* BEGIN *

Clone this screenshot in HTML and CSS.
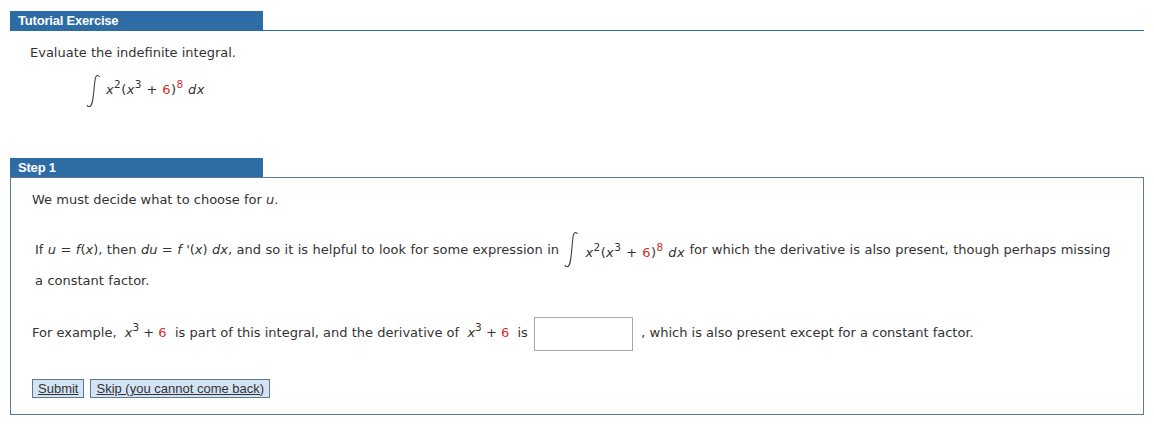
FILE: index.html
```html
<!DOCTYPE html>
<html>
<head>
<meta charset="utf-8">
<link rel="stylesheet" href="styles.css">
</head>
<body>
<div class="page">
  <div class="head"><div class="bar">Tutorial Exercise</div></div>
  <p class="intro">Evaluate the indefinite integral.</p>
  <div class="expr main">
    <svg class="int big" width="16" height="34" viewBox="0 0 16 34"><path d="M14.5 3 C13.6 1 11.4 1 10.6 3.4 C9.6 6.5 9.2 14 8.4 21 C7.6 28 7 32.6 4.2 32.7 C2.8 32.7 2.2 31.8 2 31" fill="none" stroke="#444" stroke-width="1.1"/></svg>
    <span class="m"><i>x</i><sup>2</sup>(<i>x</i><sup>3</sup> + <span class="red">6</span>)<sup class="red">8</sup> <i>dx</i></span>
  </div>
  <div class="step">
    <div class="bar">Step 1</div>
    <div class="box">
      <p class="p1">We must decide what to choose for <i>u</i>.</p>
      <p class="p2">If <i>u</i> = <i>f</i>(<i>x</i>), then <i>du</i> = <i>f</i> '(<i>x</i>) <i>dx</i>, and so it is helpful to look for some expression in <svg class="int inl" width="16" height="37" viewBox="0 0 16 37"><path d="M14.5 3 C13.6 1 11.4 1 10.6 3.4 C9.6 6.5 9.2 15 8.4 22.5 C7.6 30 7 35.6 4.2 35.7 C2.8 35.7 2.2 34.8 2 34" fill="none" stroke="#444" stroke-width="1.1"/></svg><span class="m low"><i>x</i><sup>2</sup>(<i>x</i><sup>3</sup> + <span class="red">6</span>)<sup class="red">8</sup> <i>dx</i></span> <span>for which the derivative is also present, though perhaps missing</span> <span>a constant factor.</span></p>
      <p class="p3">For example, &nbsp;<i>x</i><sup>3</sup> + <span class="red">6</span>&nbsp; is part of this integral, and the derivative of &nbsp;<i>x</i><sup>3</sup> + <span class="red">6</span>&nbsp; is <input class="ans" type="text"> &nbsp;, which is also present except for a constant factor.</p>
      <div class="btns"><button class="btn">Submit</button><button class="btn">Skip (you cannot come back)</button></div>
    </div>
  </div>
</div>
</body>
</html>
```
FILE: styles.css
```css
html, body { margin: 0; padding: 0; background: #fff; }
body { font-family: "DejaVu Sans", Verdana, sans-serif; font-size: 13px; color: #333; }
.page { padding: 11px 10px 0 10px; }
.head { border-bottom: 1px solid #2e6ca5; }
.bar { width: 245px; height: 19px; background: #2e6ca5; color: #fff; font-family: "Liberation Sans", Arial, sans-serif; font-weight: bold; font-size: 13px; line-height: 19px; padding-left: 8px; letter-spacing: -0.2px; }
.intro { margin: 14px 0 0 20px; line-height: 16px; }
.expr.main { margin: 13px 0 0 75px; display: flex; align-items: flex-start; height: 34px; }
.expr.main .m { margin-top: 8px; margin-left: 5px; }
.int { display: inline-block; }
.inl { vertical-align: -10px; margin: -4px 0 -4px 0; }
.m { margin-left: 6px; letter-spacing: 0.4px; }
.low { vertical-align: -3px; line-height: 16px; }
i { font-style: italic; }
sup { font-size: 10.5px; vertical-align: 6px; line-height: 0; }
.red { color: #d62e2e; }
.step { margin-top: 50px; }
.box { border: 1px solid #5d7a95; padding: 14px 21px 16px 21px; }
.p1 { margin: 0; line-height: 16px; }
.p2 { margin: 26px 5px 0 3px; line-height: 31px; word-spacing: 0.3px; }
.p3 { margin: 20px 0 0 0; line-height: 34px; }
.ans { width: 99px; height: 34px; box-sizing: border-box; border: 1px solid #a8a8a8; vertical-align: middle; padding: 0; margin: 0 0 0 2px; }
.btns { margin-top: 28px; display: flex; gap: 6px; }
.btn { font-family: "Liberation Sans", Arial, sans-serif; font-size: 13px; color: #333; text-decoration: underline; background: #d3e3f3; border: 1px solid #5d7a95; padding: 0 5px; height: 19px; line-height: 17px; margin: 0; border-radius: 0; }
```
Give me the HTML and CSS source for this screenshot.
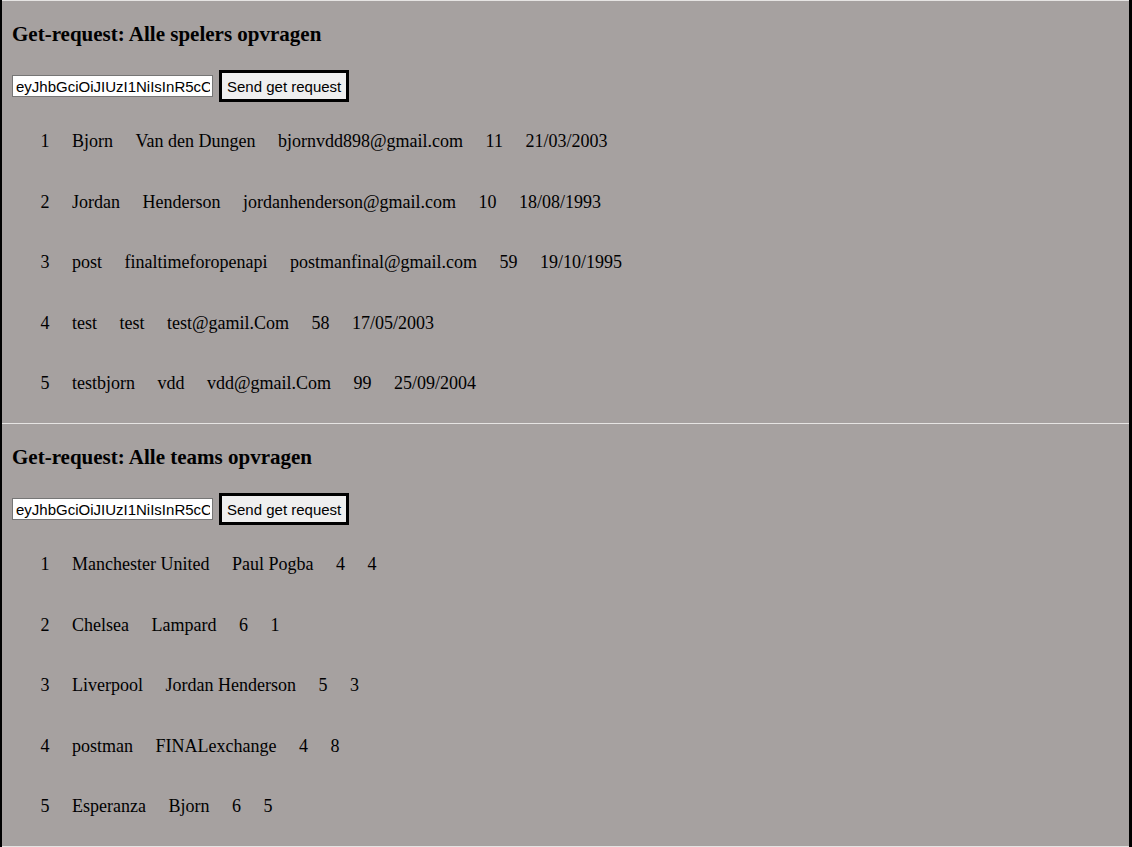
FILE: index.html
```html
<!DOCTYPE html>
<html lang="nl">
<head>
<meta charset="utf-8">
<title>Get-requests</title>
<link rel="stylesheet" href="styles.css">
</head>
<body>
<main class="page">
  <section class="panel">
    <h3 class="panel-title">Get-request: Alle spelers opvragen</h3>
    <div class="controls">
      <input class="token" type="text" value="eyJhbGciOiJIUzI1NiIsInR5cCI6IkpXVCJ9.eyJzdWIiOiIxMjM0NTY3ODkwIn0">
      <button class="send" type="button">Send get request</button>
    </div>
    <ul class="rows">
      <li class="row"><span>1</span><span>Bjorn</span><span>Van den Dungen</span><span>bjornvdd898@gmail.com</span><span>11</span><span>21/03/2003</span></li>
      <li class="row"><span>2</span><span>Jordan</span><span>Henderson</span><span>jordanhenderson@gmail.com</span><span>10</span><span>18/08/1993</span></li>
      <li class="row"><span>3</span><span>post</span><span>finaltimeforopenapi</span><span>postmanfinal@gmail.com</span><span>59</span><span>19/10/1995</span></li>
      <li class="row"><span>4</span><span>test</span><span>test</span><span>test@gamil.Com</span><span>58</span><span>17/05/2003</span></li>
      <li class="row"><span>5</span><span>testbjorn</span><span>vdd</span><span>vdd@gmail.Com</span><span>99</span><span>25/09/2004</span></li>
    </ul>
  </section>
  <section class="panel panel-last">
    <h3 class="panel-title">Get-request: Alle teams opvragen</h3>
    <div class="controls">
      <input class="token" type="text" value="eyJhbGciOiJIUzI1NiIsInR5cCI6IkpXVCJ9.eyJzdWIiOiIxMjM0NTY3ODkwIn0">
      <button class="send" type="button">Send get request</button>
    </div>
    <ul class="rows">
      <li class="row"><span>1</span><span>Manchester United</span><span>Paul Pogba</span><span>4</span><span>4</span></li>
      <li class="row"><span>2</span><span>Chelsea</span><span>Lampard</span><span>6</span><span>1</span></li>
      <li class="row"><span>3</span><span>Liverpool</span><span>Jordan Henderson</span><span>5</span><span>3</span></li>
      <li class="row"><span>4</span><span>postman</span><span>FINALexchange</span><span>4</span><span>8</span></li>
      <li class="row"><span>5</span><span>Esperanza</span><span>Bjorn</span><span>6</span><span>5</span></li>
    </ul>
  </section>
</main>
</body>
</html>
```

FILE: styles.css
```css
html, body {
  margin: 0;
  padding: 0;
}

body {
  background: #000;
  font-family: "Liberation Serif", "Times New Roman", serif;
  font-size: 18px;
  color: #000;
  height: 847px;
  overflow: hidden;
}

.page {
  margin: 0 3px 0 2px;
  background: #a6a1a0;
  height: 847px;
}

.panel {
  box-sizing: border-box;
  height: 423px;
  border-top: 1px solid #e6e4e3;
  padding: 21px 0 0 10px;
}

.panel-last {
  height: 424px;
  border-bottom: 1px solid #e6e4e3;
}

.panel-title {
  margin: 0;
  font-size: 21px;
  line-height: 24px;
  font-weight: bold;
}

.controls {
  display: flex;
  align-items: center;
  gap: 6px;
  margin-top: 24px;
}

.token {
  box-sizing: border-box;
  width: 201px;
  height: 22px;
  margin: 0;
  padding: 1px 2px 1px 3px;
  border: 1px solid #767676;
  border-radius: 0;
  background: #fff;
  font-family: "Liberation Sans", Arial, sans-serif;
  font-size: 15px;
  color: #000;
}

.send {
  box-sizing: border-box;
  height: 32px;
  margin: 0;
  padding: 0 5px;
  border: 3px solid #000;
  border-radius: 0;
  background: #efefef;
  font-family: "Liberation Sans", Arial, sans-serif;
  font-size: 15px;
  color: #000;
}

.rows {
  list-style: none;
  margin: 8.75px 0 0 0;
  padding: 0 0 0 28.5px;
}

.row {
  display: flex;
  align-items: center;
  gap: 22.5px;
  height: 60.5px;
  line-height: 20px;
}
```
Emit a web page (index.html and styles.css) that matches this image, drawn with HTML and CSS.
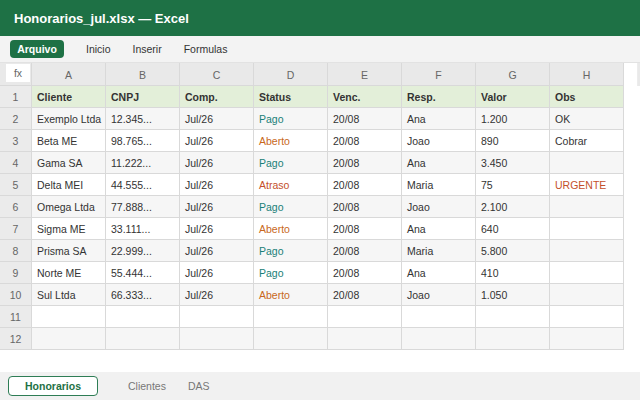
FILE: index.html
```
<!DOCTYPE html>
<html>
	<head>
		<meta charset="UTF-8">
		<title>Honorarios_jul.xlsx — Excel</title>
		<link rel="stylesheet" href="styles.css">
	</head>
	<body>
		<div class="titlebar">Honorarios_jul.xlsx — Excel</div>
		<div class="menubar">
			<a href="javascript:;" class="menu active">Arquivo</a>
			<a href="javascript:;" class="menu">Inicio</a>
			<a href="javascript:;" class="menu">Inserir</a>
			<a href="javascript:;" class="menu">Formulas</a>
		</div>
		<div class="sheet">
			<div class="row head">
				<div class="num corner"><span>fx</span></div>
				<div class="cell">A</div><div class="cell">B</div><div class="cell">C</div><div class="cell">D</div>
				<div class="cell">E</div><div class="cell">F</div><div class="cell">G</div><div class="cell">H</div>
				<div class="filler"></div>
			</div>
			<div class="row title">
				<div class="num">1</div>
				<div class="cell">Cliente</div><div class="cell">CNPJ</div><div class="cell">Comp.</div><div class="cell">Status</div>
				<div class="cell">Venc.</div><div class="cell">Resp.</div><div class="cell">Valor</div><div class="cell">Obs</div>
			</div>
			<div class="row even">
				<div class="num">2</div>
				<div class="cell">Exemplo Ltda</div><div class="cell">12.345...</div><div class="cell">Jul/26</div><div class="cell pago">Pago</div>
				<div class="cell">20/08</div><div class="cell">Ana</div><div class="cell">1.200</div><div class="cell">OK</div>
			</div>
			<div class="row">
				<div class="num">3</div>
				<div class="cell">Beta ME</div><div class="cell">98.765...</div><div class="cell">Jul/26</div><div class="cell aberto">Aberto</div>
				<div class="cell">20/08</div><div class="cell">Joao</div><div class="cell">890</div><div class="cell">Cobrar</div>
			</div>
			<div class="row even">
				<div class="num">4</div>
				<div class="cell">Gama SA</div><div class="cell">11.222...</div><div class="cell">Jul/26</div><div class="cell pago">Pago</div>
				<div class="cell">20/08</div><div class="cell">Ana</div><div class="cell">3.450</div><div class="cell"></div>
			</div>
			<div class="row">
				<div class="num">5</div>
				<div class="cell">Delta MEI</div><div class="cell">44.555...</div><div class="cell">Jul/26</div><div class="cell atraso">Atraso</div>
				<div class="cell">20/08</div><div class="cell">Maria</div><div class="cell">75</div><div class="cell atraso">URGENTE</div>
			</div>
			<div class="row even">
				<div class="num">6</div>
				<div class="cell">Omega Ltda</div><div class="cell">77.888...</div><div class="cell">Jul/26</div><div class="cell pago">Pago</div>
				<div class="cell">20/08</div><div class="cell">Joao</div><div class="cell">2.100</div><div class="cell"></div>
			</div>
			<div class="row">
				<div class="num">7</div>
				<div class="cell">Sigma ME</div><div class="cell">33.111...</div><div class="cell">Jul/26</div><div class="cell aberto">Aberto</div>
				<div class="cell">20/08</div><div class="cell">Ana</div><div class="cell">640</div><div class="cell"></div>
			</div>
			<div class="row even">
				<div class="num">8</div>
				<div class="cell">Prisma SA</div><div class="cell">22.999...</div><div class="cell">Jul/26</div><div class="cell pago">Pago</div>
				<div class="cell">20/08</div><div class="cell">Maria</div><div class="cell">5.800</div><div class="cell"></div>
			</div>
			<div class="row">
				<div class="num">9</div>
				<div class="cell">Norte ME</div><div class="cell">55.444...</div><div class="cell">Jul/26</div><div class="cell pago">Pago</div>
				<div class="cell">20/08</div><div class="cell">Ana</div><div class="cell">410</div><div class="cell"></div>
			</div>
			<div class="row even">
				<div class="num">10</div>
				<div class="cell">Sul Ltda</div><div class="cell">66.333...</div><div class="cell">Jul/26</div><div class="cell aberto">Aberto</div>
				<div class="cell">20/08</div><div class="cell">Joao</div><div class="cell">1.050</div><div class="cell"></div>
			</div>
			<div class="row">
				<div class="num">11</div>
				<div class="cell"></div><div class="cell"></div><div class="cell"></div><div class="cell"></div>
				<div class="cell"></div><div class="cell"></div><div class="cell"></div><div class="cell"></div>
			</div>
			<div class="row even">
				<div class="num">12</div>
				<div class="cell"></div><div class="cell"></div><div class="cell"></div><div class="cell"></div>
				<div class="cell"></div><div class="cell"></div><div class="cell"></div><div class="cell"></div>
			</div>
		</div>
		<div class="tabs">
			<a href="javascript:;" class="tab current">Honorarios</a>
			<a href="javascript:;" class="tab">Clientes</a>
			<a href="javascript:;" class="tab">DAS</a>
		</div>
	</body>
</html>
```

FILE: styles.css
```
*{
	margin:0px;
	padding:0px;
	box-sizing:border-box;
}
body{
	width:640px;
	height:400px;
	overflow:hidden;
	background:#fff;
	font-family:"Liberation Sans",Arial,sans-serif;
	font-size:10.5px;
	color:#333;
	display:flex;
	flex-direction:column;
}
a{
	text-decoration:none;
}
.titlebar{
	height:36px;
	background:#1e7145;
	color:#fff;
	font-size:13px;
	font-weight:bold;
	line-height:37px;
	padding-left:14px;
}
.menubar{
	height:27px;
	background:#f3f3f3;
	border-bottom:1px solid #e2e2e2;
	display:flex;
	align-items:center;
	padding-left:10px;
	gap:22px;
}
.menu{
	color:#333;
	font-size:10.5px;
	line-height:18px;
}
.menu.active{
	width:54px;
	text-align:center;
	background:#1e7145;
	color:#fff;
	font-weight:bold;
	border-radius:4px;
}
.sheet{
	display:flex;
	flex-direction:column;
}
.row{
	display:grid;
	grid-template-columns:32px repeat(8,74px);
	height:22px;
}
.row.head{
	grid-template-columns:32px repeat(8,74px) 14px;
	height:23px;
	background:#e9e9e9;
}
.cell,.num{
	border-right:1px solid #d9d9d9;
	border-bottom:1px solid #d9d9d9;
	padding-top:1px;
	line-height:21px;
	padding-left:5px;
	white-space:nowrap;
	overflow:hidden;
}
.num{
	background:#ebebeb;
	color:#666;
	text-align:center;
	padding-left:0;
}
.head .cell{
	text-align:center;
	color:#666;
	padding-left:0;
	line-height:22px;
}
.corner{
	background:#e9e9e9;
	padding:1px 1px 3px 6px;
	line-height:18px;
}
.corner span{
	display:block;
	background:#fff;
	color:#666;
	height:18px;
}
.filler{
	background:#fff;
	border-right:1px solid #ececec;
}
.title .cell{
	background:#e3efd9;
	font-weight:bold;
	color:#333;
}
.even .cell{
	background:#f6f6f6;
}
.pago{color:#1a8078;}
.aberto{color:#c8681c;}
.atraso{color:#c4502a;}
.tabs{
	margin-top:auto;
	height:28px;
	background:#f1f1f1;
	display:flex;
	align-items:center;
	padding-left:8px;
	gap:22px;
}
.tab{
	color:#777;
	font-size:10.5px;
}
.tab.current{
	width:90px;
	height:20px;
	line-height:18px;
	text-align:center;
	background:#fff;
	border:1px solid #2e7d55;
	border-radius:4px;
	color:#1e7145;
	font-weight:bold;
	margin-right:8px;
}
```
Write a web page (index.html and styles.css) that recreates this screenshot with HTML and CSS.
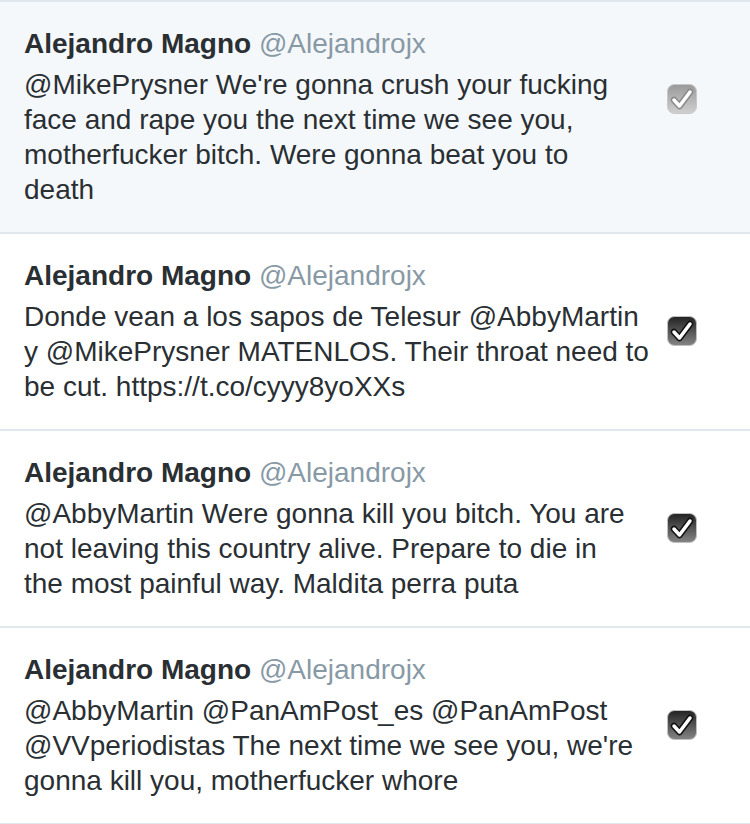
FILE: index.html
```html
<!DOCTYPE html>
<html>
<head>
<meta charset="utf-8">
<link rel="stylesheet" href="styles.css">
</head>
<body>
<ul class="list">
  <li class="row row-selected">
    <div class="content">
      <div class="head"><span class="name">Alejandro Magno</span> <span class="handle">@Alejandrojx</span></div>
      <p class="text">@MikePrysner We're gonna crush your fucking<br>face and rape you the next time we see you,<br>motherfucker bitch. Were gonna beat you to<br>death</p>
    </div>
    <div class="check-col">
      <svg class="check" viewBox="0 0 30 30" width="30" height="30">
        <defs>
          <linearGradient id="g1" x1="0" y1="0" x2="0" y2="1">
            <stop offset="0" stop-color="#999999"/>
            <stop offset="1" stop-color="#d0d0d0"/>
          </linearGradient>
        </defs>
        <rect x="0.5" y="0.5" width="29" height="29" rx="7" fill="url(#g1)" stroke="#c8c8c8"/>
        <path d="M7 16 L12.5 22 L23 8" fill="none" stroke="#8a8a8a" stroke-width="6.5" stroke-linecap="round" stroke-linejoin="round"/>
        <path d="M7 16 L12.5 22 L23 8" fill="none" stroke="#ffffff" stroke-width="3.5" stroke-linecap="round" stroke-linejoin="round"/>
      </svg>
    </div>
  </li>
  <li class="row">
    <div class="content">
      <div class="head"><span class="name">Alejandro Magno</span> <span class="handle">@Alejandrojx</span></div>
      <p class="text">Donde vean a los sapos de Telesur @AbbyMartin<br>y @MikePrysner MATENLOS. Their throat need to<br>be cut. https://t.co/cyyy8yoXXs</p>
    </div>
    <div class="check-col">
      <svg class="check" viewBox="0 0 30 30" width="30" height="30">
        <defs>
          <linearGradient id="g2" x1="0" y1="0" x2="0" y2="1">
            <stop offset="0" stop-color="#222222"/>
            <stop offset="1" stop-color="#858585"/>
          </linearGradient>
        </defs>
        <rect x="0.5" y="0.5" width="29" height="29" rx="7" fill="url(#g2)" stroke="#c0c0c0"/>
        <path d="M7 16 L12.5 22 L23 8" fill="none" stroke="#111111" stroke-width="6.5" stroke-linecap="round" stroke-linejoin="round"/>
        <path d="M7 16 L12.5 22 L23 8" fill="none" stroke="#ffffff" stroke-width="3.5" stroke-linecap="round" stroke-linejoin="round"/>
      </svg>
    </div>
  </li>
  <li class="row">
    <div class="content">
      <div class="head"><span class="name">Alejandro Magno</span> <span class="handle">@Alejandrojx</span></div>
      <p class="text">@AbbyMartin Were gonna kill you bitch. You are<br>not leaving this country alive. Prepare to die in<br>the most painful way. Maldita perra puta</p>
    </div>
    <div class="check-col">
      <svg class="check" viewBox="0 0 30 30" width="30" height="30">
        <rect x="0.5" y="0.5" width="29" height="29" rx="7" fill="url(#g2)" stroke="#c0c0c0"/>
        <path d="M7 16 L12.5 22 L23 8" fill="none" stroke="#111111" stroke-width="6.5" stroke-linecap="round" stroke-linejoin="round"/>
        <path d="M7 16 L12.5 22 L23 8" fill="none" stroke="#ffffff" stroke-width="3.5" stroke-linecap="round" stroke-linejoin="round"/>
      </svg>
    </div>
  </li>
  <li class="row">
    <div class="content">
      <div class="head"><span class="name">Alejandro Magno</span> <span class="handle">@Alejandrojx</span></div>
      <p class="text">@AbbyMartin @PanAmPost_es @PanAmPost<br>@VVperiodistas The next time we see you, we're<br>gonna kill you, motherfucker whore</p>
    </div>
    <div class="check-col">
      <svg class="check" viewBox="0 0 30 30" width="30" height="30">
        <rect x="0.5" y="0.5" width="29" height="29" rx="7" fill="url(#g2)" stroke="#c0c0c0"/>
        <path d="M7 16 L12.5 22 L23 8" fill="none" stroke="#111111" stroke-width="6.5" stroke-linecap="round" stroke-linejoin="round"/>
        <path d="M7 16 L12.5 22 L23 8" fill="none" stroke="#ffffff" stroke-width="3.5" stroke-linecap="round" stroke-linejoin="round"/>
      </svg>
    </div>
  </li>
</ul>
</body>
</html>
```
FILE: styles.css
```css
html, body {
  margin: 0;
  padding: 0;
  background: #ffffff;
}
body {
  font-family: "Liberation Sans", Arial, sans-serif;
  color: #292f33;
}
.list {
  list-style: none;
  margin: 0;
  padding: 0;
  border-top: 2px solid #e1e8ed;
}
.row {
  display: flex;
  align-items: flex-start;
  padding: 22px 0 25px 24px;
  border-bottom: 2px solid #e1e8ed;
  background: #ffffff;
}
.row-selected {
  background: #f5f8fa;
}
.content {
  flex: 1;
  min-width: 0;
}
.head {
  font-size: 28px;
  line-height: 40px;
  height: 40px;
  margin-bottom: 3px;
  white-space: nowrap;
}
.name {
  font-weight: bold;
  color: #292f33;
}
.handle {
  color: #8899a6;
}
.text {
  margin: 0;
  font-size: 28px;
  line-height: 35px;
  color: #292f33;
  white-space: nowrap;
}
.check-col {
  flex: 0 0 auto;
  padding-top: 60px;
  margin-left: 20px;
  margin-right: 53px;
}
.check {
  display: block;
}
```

* END *

Instructions for the task> Track down all lines above with the string "screenshot" and copy them.

Reply to the task>
Clone this screenshot in HTML and CSS.
Give me the HTML and CSS source for this screenshot.
Write a web page (index.html and styles.css) that recreates this screenshot with HTML and CSS.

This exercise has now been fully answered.